━━━ INPUT ━━━

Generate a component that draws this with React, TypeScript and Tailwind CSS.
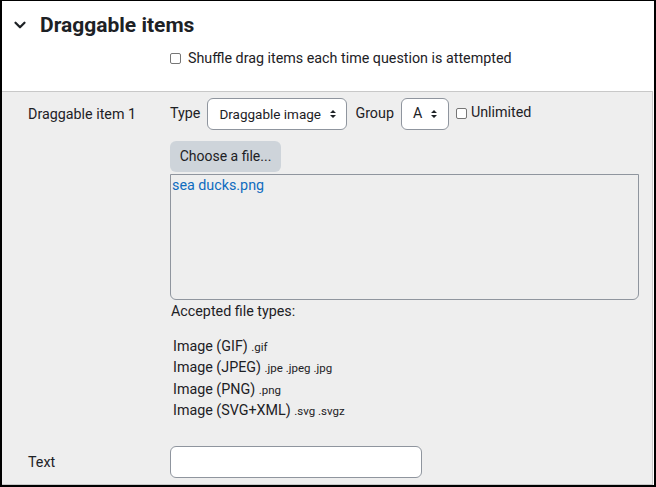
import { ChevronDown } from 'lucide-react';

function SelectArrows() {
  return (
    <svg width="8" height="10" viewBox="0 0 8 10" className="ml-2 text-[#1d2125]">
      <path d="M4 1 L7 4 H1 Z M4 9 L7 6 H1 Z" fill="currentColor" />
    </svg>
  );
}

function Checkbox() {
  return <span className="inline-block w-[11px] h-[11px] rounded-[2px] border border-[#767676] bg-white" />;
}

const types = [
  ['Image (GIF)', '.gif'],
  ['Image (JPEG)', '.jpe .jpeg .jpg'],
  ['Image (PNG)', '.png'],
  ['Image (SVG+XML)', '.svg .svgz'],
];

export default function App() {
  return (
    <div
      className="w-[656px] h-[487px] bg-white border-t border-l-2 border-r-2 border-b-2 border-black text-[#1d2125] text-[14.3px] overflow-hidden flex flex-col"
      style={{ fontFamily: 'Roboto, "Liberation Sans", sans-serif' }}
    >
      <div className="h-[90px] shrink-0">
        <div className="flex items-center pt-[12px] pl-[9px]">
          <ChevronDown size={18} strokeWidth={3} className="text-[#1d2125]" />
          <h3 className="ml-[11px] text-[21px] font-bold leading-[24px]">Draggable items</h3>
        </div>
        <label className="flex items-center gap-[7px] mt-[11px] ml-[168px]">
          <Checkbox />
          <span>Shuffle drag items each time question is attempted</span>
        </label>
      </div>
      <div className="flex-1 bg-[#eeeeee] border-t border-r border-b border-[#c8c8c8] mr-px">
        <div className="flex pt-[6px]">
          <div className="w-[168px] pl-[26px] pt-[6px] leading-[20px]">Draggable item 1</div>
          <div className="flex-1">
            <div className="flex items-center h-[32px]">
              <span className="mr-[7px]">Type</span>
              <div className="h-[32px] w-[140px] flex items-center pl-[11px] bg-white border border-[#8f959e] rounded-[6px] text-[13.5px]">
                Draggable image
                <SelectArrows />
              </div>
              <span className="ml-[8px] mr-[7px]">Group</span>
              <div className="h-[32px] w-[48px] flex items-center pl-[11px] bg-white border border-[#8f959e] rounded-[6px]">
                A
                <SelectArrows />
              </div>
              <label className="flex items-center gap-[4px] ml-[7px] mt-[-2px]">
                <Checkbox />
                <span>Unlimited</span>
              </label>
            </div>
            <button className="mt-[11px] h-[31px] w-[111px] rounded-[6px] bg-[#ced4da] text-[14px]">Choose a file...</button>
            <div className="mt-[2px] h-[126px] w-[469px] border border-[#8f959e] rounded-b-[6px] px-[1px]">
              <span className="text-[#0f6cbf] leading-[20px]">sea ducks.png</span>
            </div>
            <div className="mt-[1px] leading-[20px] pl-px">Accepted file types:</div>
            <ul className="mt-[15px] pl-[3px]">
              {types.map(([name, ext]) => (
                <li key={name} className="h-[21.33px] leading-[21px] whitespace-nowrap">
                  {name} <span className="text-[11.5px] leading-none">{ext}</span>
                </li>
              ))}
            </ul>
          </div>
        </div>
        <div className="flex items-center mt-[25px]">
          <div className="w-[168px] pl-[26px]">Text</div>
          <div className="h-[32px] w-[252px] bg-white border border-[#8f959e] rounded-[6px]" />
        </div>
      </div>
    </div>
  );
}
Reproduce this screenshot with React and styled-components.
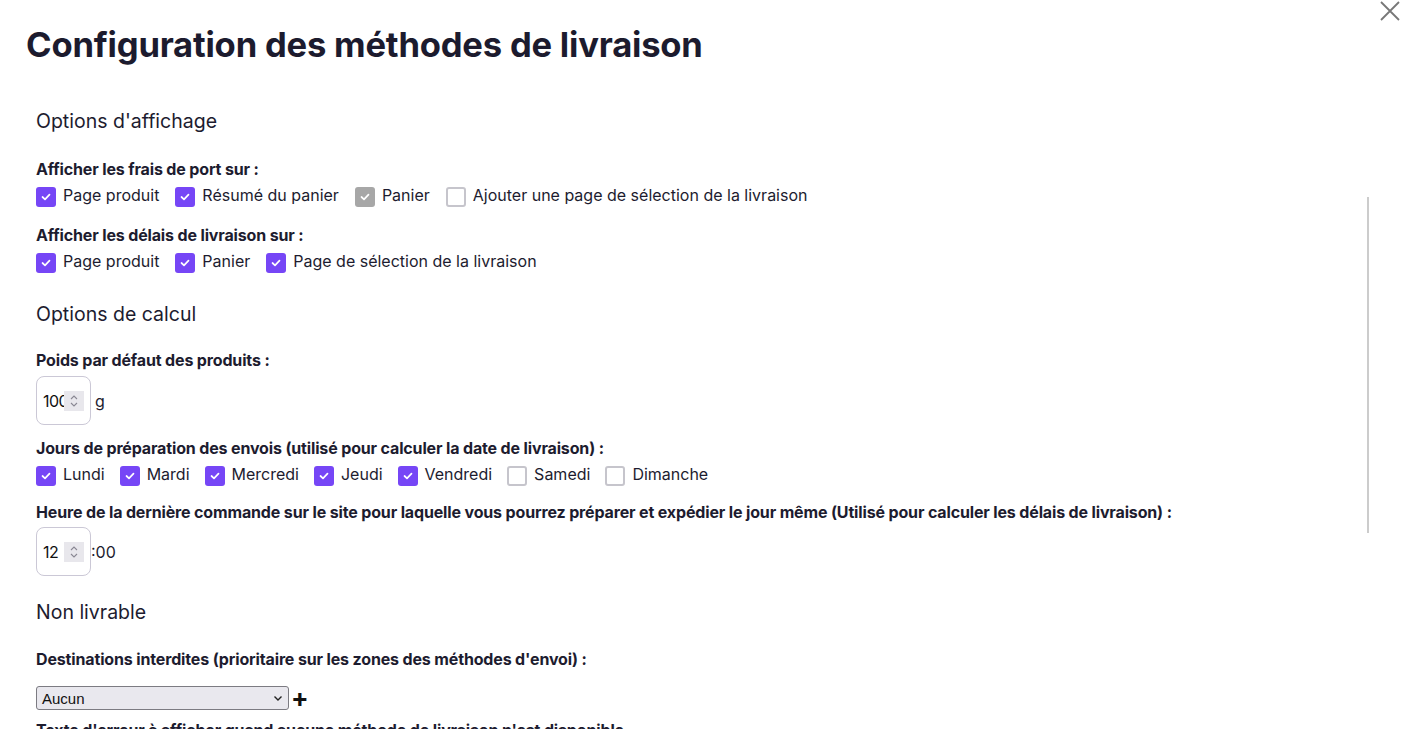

━━━

PROBLEM TO SOLVE — Output all of the entries verbatim, leaving out any images.

SOLUTION TO THIS EXERCISE —
Generate a component that draws this with React, TypeScript and Tailwind CSS.
import { ChevronDown } from 'lucide-react';

function SelectArrows() {
  return (
    <svg width="8" height="10" viewBox="0 0 8 10" className="ml-2 text-[#1d2125]">
      <path d="M4 1 L7 4 H1 Z M4 9 L7 6 H1 Z" fill="currentColor" />
    </svg>
  );
}

function Checkbox() {
  return <span className="inline-block w-[11px] h-[11px] rounded-[2px] border border-[#767676] bg-white" />;
}

const types = [
  ['Image (GIF)', '.gif'],
  ['Image (JPEG)', '.jpe .jpeg .jpg'],
  ['Image (PNG)', '.png'],
  ['Image (SVG+XML)', '.svg .svgz'],
];

export default function App() {
  return (
    <div
      className="w-[656px] h-[487px] bg-white border-t border-l-2 border-r-2 border-b-2 border-black text-[#1d2125] text-[14.3px] overflow-hidden flex flex-col"
      style={{ fontFamily: 'Roboto, "Liberation Sans", sans-serif' }}
    >
      <div className="h-[90px] shrink-0">
        <div className="flex items-center pt-[12px] pl-[9px]">
          <ChevronDown size={18} strokeWidth={3} className="text-[#1d2125]" />
          <h3 className="ml-[11px] text-[21px] font-bold leading-[24px]">Draggable items</h3>
        </div>
        <label className="flex items-center gap-[7px] mt-[11px] ml-[168px]">
          <Checkbox />
          <span>Shuffle drag items each time question is attempted</span>
        </label>
      </div>
      <div className="flex-1 bg-[#eeeeee] border-t border-r border-b border-[#c8c8c8] mr-px">
        <div className="flex pt-[6px]">
          <div className="w-[168px] pl-[26px] pt-[6px] leading-[20px]">Draggable item 1</div>
          <div className="flex-1">
            <div className="flex items-center h-[32px]">
              <span className="mr-[7px]">Type</span>
              <div className="h-[32px] w-[140px] flex items-center pl-[11px] bg-white border border-[#8f959e] rounded-[6px] text-[13.5px]">
                Draggable image
                <SelectArrows />
              </div>
              <span className="ml-[8px] mr-[7px]">Group</span>
              <div className="h-[32px] w-[48px] flex items-center pl-[11px] bg-white border border-[#8f959e] rounded-[6px]">
                A
                <SelectArrows />
              </div>
              <label className="flex items-center gap-[4px] ml-[7px] mt-[-2px]">
                <Checkbox />
                <span>Unlimited</span>
              </label>
            </div>
            <button className="mt-[11px] h-[31px] w-[111px] rounded-[6px] bg-[#ced4da] text-[14px]">Choose a file...</button>
            <div className="mt-[2px] h-[126px] w-[469px] border border-[#8f959e] rounded-b-[6px] px-[1px]">
              <span className="text-[#0f6cbf] leading-[20px]">sea ducks.png</span>
            </div>
            <div className="mt-[1px] leading-[20px] pl-px">Accepted file types:</div>
            <ul className="mt-[15px] pl-[3px]">
              {types.map(([name, ext]) => (
                <li key={name} className="h-[21.33px] leading-[21px] whitespace-nowrap">
                  {name} <span className="text-[11.5px] leading-none">{ext}</span>
                </li>
              ))}
            </ul>
          </div>
        </div>
        <div className="flex items-center mt-[25px]">
          <div className="w-[168px] pl-[26px]">Text</div>
          <div className="h-[32px] w-[252px] bg-white border border-[#8f959e] rounded-[6px]" />
        </div>
      </div>
    </div>
  );
}
Reproduce this screenshot with React and styled-components.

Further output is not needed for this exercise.